There are some things I do understand, very thoroughly. My body is my own. The Concordia is my own. And I will do as I please with both.
Firebrand is a Fantasy/Steampunk Romance novel that has just made the Tiptree Award’s Honor list. The Tiptree Award is an annual prize for SciFi and Fantasy with the intention to reward works that expand our understanding of gender. Well, this bombastic combination of Fantasy/Steampunk, Romance AND gender conversation has “Ana” written all over it.
After reading it though, I find myself with mixed feelings.
When her mother dies, widow Kadia Warner inherits the Concordia, an airship that the Emperor wants for himself (and if he can bed Kadia in the bargain, all the better). Kadia is adamant that the ship and her body remain her own and flees to the neighbouring Duchy of Coranza—the one place that still remains free of the ever-growing Empire. There, she will find herself falling for its Duke as she tries to keep the Emperor’s unwanted attentions at bay.

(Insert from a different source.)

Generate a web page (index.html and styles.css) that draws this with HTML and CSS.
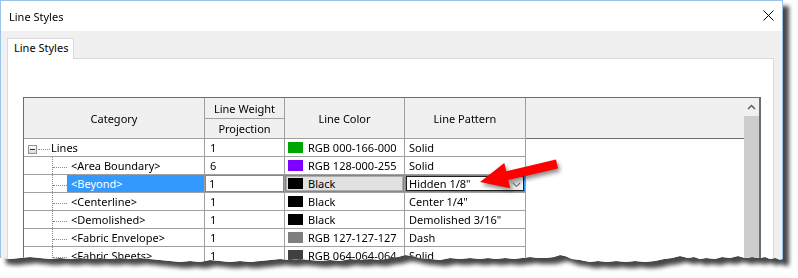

On the one hand, Firebrand is a fun romp, following Kadia’s adventures, and there are good reasons for the book to be on the Tiptree list. Kadia is a well-developed lead, who is honest about her desires and has no qualms about it. She is adventurous in bed, has taken lovers in between her two unhappy marriages and is keen to start a sexual relationship with John, the Duke of Coranza (their sexytimes are fun and hot). The book has a multitude of female characters in positions of power that are typically presented as “male” professions (pilots, lawyers, engineers) and at the same time makes astute observations about gender inequalities and double standards applied to men and women. At one point, she argues with John about how, if he had been the one to own Concordia, the Emperor would have an entirely different strategy:
“I think he’d take you gambling and throw a parade for you in the streets of New Trinovantium, and when he tried to steal your airship he’d argue to himself that all’s fair when you’re fighting a worthy equal.” My eyes feel hot and itchy with tears, but I’m too angry to cry. “Whereas he calls me my sweet delight and threatens me.”
On the other hand, the story is kind of fleeting and many of its storylines, underdeveloped and even, possibly problematic. Firebrand is what I’d call Wallpaper Fantasy: Its fantastical elements are never truly explored in any depth. Its “Steampunk” elements—like its “clockwork” mechanisms—are mostly supernatural and magic rather than scientific and therefore Not Really Steampunk (in my not-so-humble opinion). Given how the Emperor is spreading his tentacles all over, there are questions of race, colonization and oppression that are merely glossed over and never truly addressed.
The emphasis and focus here is definitely on the romance between Kadia and John. But the extent to which one can suspend disbelief and not ask questions about setting and background when reading a Romance novel is directly related to whether the romance works or not.
The problem here is that Firebrand doesn’t work as a full-fledged romance either. The hero is of the Nice and Hot variety (as opposed to the antagonist who is Hot but Not Nice) and is a cardboard cut-out Romance Hero with a Sad Past. I know close to nothing about him beyond the fact that he is Nice and Hot and I have no idea why the heroine has fallen in love with him so fast. The vast majority of romance novels are actually written in third person and the male point of view makes up for half the narrative—I am not necessarily bemoaning the lack of a hero point of view or the first person narrative here, but I do regret that John was not nearly as developed as Kadia. Part of me thinks this is okay because Kadia is awesome on her own. But because the romance takes up so much of the story, I wish I had enjoyed this side of the novel more.
The most problematic thing for me is how the novel ends with the hero saving the day and everybody hand-waving all of the emperor’s ignominious actions throughout the book (and throughout the history within the world) including kidnapping, abusing and attempting to rape the heroine. But this is all okay because he apologizes and he might actually have a Heart of Gold and that’s it: They all live happily ever after. I am actually not entirely sure that the ending doesn’t in fact neutralize all of the gender observations the novel had made previously.
To sum up: fabulous heroine, great female characters and some genuinely good gender talk. Not so good everything else.
In Book Smugglerish, a lukewarm 5 out of 10.